### Records provided
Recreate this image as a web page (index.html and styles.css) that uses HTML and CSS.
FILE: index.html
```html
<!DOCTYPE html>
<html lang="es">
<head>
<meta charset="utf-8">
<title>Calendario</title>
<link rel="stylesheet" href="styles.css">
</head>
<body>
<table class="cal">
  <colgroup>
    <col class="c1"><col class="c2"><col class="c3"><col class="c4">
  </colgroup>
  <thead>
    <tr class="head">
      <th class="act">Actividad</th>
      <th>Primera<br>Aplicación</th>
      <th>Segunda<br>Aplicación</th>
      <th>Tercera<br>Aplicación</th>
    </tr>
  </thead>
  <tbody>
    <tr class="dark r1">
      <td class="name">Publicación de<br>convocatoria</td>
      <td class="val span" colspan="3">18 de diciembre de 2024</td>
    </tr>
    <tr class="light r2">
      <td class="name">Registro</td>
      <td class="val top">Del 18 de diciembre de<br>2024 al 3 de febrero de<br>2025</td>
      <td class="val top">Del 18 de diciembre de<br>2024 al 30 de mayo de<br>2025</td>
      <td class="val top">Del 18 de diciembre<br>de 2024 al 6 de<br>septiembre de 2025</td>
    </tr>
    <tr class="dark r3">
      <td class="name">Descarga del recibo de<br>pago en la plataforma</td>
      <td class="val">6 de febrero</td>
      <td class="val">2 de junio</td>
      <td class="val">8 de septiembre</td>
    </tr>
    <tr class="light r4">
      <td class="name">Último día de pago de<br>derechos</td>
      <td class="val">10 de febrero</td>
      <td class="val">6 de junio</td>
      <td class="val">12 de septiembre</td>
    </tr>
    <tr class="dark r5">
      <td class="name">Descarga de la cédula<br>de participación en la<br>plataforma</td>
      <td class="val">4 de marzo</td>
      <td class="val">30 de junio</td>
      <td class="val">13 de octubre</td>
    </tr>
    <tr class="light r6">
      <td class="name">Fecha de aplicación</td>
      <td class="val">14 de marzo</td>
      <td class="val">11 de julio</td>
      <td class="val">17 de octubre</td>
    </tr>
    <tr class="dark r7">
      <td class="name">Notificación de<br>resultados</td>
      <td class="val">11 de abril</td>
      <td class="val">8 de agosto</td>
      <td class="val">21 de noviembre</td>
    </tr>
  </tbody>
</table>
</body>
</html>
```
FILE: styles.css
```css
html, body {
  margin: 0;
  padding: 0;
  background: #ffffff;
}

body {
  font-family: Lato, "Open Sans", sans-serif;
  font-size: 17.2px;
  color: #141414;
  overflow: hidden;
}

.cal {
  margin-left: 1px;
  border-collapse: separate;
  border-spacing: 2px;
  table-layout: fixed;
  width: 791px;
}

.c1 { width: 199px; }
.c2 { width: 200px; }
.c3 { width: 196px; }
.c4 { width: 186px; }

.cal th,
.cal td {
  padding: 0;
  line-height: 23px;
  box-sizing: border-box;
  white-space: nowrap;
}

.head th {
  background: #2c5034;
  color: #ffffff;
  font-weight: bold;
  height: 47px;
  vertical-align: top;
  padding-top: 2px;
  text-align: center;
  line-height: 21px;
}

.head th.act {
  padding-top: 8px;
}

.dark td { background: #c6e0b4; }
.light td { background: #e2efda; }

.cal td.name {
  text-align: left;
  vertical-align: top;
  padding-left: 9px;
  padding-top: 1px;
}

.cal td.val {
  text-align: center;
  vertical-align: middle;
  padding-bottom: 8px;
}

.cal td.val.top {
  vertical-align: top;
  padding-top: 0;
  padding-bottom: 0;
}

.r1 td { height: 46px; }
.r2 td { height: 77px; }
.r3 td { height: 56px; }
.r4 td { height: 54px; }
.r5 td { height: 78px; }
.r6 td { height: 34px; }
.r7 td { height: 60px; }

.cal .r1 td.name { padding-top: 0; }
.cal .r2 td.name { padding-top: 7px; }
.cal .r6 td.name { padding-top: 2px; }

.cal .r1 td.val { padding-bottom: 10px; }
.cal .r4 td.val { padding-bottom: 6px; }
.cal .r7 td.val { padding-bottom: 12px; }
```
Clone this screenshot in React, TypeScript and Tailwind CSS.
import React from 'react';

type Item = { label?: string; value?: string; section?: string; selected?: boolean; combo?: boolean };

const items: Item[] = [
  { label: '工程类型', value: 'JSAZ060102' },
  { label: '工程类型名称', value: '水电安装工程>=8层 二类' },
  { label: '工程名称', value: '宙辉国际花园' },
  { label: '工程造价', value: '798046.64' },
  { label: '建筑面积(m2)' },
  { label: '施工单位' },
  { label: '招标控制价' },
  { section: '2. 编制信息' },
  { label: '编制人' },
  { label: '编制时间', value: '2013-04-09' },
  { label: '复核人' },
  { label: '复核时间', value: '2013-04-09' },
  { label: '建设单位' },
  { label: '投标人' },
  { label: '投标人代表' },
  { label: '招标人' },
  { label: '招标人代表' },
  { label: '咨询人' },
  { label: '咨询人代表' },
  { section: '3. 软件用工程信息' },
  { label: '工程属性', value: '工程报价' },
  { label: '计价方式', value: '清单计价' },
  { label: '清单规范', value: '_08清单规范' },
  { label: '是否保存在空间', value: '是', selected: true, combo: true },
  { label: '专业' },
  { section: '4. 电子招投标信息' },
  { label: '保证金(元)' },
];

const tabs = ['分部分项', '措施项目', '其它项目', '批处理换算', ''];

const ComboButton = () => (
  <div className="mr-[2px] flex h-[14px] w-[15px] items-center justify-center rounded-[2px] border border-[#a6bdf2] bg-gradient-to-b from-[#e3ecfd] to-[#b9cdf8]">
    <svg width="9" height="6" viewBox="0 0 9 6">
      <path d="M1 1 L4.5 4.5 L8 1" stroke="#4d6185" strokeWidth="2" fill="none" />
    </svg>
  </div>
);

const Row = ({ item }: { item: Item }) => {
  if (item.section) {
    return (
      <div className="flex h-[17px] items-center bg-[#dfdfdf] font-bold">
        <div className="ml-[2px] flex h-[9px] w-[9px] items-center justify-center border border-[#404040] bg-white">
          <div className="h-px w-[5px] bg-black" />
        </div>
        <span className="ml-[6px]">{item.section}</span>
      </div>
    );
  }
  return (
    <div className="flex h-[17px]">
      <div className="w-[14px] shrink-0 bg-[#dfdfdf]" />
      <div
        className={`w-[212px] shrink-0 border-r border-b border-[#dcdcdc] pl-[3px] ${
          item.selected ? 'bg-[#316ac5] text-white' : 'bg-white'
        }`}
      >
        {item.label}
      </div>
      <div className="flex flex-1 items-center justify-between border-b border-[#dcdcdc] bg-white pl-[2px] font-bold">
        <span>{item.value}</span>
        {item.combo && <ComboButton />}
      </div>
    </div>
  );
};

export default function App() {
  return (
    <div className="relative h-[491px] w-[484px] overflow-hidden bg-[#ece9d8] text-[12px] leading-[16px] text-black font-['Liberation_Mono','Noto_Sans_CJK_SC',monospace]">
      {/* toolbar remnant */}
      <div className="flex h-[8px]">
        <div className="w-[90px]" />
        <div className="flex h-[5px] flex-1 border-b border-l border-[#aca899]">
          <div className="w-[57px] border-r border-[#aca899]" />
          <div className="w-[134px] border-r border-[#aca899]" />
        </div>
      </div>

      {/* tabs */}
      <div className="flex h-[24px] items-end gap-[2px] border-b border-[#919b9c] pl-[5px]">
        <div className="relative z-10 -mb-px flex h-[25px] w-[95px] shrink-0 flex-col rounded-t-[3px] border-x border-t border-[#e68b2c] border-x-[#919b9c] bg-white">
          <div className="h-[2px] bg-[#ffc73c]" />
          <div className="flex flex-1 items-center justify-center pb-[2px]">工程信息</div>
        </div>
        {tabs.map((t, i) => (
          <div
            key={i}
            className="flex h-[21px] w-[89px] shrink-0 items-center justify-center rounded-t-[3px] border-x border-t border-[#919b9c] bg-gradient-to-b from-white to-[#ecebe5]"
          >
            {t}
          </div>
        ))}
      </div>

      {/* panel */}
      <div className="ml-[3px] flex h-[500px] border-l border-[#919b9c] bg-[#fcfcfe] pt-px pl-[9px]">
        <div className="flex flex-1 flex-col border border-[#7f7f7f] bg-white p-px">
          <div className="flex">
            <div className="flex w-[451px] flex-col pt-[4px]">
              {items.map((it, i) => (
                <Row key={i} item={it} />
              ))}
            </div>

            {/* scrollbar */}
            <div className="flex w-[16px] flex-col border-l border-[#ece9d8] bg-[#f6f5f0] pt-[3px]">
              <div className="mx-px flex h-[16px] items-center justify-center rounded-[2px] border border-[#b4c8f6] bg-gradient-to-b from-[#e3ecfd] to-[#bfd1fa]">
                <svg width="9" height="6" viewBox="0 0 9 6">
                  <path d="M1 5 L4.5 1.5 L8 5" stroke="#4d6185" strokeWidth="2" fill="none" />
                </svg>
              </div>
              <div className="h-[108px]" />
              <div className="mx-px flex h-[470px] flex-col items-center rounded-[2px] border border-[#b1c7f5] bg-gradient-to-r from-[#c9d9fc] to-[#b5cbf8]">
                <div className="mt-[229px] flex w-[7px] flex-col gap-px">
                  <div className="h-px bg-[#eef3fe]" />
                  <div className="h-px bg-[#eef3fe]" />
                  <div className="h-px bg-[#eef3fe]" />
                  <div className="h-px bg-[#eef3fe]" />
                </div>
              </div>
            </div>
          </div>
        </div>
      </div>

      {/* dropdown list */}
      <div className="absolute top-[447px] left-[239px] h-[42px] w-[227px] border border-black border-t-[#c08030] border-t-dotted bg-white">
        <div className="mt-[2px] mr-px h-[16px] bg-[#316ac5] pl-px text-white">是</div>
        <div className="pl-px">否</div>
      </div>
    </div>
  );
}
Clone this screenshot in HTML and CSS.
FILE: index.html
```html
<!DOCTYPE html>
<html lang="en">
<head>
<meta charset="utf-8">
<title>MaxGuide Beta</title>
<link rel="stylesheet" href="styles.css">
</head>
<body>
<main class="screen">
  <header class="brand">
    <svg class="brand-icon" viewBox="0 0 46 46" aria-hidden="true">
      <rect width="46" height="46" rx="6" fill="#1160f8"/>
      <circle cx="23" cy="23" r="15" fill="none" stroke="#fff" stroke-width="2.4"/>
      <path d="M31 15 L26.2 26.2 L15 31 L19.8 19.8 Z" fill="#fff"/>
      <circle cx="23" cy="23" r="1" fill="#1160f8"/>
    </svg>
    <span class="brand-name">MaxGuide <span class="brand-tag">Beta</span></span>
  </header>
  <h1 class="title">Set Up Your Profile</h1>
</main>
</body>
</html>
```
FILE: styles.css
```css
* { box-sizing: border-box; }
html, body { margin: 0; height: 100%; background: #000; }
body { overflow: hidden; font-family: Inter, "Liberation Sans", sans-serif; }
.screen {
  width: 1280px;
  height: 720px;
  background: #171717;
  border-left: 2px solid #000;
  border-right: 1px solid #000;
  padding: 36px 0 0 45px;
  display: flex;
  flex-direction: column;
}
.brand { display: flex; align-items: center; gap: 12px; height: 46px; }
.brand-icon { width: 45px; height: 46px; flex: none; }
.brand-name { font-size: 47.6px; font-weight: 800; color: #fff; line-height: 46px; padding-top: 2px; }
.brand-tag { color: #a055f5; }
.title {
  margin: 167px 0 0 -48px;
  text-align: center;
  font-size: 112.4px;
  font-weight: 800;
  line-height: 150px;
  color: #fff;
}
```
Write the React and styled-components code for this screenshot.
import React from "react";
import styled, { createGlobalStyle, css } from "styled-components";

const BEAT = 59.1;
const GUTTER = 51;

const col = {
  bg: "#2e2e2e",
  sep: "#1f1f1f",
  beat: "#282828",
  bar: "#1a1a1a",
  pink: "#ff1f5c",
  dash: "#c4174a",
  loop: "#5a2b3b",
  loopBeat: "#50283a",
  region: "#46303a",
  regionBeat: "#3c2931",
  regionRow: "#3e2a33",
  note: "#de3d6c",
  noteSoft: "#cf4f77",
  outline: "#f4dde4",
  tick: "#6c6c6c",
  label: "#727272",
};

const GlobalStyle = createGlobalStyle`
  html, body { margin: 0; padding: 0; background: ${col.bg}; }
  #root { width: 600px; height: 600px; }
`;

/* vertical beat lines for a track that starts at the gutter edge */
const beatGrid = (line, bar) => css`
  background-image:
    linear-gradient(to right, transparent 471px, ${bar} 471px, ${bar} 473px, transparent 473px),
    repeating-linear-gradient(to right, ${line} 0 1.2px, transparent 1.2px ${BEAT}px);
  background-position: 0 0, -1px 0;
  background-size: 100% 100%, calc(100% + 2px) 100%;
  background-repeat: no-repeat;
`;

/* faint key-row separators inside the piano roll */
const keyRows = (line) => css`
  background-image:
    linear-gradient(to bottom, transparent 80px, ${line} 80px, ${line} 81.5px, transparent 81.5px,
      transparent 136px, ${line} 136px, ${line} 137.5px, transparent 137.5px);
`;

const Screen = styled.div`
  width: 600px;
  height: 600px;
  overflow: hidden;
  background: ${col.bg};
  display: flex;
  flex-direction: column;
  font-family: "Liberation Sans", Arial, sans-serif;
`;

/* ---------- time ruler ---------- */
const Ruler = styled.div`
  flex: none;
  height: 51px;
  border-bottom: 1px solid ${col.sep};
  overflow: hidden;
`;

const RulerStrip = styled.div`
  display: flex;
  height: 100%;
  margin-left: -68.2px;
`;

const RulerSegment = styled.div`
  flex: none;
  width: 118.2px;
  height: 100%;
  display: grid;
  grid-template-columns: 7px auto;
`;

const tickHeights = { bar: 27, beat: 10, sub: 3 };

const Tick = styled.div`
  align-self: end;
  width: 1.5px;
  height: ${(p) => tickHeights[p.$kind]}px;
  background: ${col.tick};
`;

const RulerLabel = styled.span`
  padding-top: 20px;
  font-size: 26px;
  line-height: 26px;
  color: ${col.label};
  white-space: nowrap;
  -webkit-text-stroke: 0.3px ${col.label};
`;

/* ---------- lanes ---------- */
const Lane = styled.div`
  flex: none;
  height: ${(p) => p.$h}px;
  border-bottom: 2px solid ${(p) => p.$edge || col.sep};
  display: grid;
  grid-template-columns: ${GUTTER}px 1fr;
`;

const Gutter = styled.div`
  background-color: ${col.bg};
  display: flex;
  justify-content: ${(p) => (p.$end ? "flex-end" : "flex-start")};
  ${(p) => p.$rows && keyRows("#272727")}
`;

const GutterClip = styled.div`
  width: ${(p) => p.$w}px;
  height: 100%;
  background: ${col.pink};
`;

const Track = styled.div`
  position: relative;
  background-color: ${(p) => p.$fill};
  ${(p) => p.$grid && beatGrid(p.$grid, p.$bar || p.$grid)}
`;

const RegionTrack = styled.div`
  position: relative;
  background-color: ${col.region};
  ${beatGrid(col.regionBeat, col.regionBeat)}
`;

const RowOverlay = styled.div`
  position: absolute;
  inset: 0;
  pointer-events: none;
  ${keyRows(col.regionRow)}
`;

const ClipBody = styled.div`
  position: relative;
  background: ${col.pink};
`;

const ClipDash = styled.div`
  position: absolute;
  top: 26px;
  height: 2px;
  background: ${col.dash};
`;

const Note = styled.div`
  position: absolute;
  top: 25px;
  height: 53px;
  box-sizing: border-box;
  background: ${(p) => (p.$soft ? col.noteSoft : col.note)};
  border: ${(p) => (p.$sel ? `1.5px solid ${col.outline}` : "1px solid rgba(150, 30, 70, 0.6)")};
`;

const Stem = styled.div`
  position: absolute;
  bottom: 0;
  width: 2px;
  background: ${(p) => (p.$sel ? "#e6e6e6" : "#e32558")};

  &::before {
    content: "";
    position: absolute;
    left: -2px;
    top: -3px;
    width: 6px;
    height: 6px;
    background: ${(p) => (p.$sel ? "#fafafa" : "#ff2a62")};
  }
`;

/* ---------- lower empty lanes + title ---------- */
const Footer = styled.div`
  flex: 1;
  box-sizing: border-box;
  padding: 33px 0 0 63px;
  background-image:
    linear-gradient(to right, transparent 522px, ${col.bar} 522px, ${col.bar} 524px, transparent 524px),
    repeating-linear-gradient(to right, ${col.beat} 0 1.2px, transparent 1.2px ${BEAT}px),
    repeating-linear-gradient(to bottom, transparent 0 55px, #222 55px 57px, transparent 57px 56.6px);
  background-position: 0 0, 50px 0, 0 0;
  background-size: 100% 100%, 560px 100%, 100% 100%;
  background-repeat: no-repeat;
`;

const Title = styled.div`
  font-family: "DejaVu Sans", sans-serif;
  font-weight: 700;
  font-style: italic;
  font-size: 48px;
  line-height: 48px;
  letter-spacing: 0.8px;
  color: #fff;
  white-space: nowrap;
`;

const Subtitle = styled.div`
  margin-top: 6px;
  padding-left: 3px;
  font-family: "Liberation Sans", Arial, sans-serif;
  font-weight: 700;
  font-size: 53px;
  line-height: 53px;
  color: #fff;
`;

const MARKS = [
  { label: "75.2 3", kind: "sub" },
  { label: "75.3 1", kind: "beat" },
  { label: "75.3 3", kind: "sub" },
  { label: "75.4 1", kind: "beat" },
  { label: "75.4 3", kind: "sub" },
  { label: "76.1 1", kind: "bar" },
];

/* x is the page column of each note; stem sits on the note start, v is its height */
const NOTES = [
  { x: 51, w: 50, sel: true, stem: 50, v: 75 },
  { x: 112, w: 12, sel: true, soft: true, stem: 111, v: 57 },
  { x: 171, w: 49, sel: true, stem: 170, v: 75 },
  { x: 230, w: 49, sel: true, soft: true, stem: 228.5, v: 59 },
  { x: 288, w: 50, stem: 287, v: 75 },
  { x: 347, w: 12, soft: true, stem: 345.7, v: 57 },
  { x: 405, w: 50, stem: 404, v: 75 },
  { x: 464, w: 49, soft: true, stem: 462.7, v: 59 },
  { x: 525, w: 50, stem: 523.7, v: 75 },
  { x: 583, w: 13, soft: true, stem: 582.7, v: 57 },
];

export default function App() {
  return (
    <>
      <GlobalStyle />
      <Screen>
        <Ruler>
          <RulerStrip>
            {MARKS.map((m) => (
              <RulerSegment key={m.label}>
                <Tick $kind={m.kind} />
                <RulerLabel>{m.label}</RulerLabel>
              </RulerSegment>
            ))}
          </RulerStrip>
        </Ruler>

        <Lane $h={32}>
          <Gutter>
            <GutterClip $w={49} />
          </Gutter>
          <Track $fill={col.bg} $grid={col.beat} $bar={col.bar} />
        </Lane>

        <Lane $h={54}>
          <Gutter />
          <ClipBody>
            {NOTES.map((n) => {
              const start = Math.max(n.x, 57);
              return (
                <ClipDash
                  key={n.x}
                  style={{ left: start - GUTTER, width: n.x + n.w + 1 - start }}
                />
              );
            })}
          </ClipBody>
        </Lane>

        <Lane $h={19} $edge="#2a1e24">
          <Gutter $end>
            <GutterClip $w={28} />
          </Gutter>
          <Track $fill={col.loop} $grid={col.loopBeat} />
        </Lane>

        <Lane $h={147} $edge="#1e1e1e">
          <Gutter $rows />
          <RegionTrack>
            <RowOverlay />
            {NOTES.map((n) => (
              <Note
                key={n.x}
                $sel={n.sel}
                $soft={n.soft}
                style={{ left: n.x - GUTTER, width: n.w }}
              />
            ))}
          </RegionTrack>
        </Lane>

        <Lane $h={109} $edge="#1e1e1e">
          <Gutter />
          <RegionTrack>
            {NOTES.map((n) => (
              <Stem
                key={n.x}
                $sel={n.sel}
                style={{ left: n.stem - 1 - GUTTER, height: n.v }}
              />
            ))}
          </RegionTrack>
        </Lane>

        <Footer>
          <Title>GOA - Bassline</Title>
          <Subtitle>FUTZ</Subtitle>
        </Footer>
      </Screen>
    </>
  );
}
######
Do this>
Gather every line from the listing above in which "that" appears, and copy those lines.

Result below>
Recreate this image as a web page (index.html and styles.css) that uses HTML and CSS.
/* vertical beat lines for a track that starts at the gutter edge */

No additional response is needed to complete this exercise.